One of the most challenging aspects of this process, is that fear and poor choices early in our career can haunt us for decades. Promotions and raises are often based on a percentage of current salary. If you accept 10% less than you could have achieved with your first job, every subsequent increase will potentially be based on that lower starting amount. Over your lifetime, this can add up to thousands of dollars.
3. Girls are Made of Sugar and Spice and Everything Nice
Women, and administrative professionals in particular, tend to be people pleasers. We work in the background making sure others look good.
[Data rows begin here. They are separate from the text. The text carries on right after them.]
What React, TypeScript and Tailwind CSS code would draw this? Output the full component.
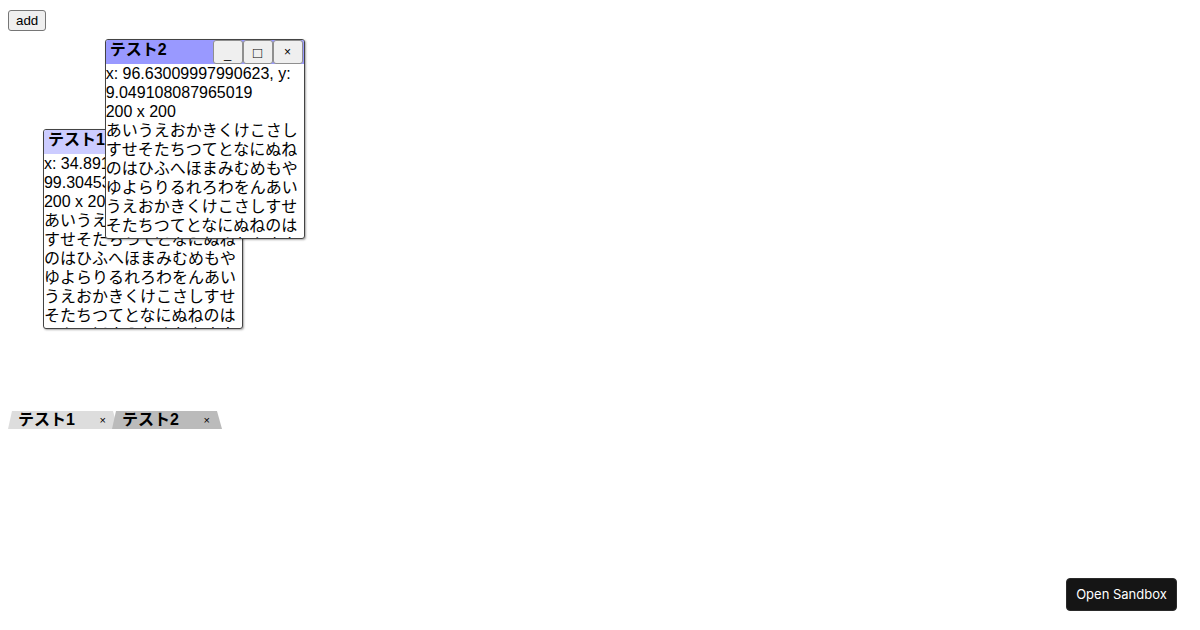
import { useState } from 'react';

type Win = { id: number; title: string; x: number; y: number; w: number; h: number };

const FONT = '[font-family:"Liberation_Sans","Noto_Sans_CJK_JP",sans-serif]';

const BODY = 'あいうえおかきくけこさしすせそたちつてとなにぬねのはひふへほまみむめもやゆよらりるれろわをん'.repeat(3);

const initial: Win[] = [
  { id: 1, title: 'テスト1', x: 34.89125402163597, y: 99.30453187641072, w: 200, h: 200 },
  { id: 2, title: 'テスト2', x: 96.63009997990623, y: 9.049108087965019, w: 200, h: 200 },
];

function WinButton({ label, className = '' }: { label: string; className?: string }) {
  return (
    <button
      className={`w-[30px] h-[24px] flex items-center justify-center bg-[#efefef] border border-[#8f8f8f] rounded-[3px] text-black leading-none ${className}`}
    >
      {label}
    </button>
  );
}

function Window({ win, active }: { win: Win; active: boolean }) {
  return (
    <div
      className="absolute flex flex-col overflow-hidden bg-white border border-[#444] rounded-[3px] shadow-[1px_1px_2px_rgba(0,0,0,0.35)]"
      style={{ left: win.x, top: win.y, width: win.w, height: win.h }}
    >
      <div className={`flex items-start h-[24px] shrink-0 ${active ? 'bg-[#9999ff]' : 'bg-[#ccccff]'}`}>
        <span className="pl-[4px] font-bold text-[16px] leading-[19px] text-black">{win.title}</span>
        <div className="ml-auto flex h-full items-stretch pr-px">
          <WinButton label="_" className="text-[13px] items-end pb-[3px]" />
          <WinButton label="□" className="text-[15px]" />
          <WinButton label="×" className="text-[12px]" />
        </div>
      </div>
      <div className="text-[16px] leading-[19px] text-black break-all">
        <div className="break-normal">
          x: {win.x}, y: {win.y}
        </div>
        <div>
          {win.w} x {win.h}
        </div>
        <div>{BODY}</div>
      </div>
    </div>
  );
}

export default function App() {
  const [wins] = useState(initial);

  return (
    <div className={`p-2 min-h-[630px] bg-white ${FONT}`}>
      <div className="h-[22px]">
        <button className="h-[21px] px-[7px] bg-[#efefef] border border-[#767676] rounded-[3px] text-[13.33px] leading-none text-black">
          add
        </button>
      </div>

      {/* desktop */}
      <div className="relative h-[381px]">
        {wins.map((w) => (
          <Window key={w.id} win={w} active={w.id === 2} />
        ))}
      </div>

      {/* taskbar tabs */}
      <div className="flex">
        {wins.map((w, i) => (
          <div
            key={w.id}
            className={`flex items-center w-[110px] h-[18px] pl-[10px] pr-[12px] [clip-path:polygon(4px_0,calc(100%-5px)_0,100%_100%,0_100%)] ${
              i === 0 ? 'bg-[#dddddd]' : 'bg-[#bbbbbb] -ml-[6px]'
            }`}
          >
            <span className="font-bold text-[16px] leading-[18px] text-black">{w.title}</span>
            <span className="ml-auto text-[11px] text-black">×</span>
          </div>
        ))}
      </div>

      <button className="fixed right-[23px] bottom-[19px] w-[111px] h-[33px] rounded-[4px] bg-[#151515] border border-[#2a2a2a] text-white text-[13px] [font-family:Inter,sans-serif]">
        Open Sandbox
      </button>
    </div>
  );
}
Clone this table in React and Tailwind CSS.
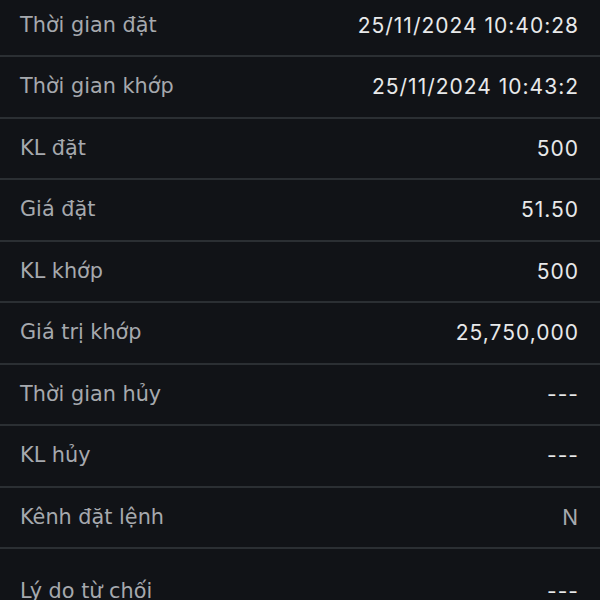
export default function App() {
  const rows = [
    ["Thời gian đặt", "25/11/2024 10:40:28"],
    ["Thời gian khớp", "25/11/2024 10:43:2"],
    ["KL đặt", "500"],
    ["Giá đặt", "51.50"],
    ["KL khớp", "500"],
    ["Giá trị khớp", "25,750,000"],
    ["Thời gian hủy", "---"],
    ["KL hủy", "---"],
    ["Kênh đặt lệnh", "N", true],
  ];
  return (
    <div className="w-[600px] h-[600px] overflow-hidden bg-[#111317]">
      <div className="flex flex-col -mt-[4.5px]">
        {rows.map(([k, v, dim]) => (
          <div
            key={k}
            className="h-[61.5px] flex items-center justify-between pl-[20px] pr-[21px] border-b-2 border-[#2b2f33]"
          >
            <span className="text-[20.8px] text-[#a6a9ae] font-['DejaVu_Sans',sans-serif]">{k}</span>
            <span className={(dim ? "text-[#a6a9ae]" : "text-[#e8e9ea]") + " text-[21px] tracking-[1px] font-['Inter',sans-serif]"}>{v}</span>
          </div>
        ))}
        <div className="h-[86px] flex items-center justify-between pl-[20px] pr-[21px]">
          <span className="text-[20.8px] text-[#a6a9ae] font-['DejaVu_Sans',sans-serif]">Lý do từ chối</span>
          <span className="text-[21px] tracking-[1px] text-[#e8e9ea] font-['Inter',sans-serif]">---</span>
        </div>
      </div>
    </div>
  );
}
We want people to like us.
As a result, our communication style may come across as hesitant or lacking confidence.
One way this repeatedly shows up is when we turn statements into questions by raising the inflection in our voice at the end of sentences. This can make it sound like we are asking a question (or begging permission) when we should be stating facts or simply providing information. If people ask you if you are asking or telling them, that should be a clue that you are doing this.
We can also create this impression of low self-confidence with our word choices, such as offering apologies where we have done nothing wrong or saying please when it’s not really a request. If you have a habit of responding to people regularly with, “Oh, I’m sorry, (fill in the blank)” for something that isn’t actually your responsibility, you may be a serial apologizer.
I sat next to a table in a restaurant and listened to a woman respond to a waitress’ request for their order with, “Can I get a Coke, please?” Does the waitress have to give permission for this? Of course not. Would the waitress have been offended if the customer had said “I’ll have a coke, please.”? No. If they didn’t carry Coke, the waitress would likely have responded, “Is Pepsi OK?”
Sometimes our quest to be polite can make us come across as weak and ineffective. Delegation is a classic place this bad habit appears. If you don’t have authority to delegate to someone, by all means, ask politely. But if you do have the authority, then don’t make it sound like you are asking for a favor when you give someone something to do.
Speaking confidently will serve you well in many areas of your career and is an excellent skill to start practicing immediately.
4. Better Safe Than Sorry
Over and over again, I see individuals hold themselves back from moving beyond the boundaries of their comfort zones and breaking through self-imposed restrictions.
Many years ago, I had started a new job to replace the admin of the chairman emeritus of a Fortune 500 company. There was a transition period of a few weeks where we worked side by side, so she could train me, and the company holiday party happened to fall during that period of time.
I watched as this administrative professional went from person to person, trying to coax employees into sitting at the table with the CEO. People didn’t want to do it. They were afraid to “get on the Chairman’s radar” or to make some horrific mistake that would cost them their career. As a result, they missed the opportunity to interact with a highly influential person who could perhaps have furthered their career or been a helpful contact in the future.
This kind of fear also leads people to decide not to apply for a job, because “they probably wouldn’t get chosen anyway”.
It makes them afraid to sit for something like the Certified Administrative Professional or Microsoft Office Specialist exams because they are afraid they will fail.
It makes them afraid to return to school for their degrees because it has been so long since they were in school that they are sure they can’t handle it anymore.
These decisions are being made from a place of fear, rather than a place of knowledge, and they prevent us from achieving our true potential and entering our highest career path.
5. Honesty is the Best Policy
I’ve been a part of many hiring committees over the years and I have observed some interesting differences between men and women during interviews. Men tend to exude more confidence. If they don’t already possess a certain skill, it’s not uncommon for them to exaggerate their knowledge. They don’t think of it as lying, per se. Instead, they assume that if they need a skill, they will be able to go and learn it prior to taking the job.
Women tend to be brutally honest, to a fault, volunteering their lack of knowledge and in some cases, emphasizing it.
While I don’t advocate lying in interviews, I think there is a happy medium between these extremes. We don’t have to dwell on the areas that we don’t know. We can emphasize how quickly we learn new skills and how much experience we have had in the past in picking up new things as needed. We can also have some faith and confidence in ourselves that we WILL be able to pick up the knowledge we need to do the job, if we have had similar experiences in the past. For instance, the difference between one database and another is often small enough that it doesn’t take nearly as long to learn a second program as the first program might have required.
While these clichés do have a place in life in very specific situations, they shouldn’t be applied as a blanket policy to your career. In many cases, you are sabotaging your future by following them.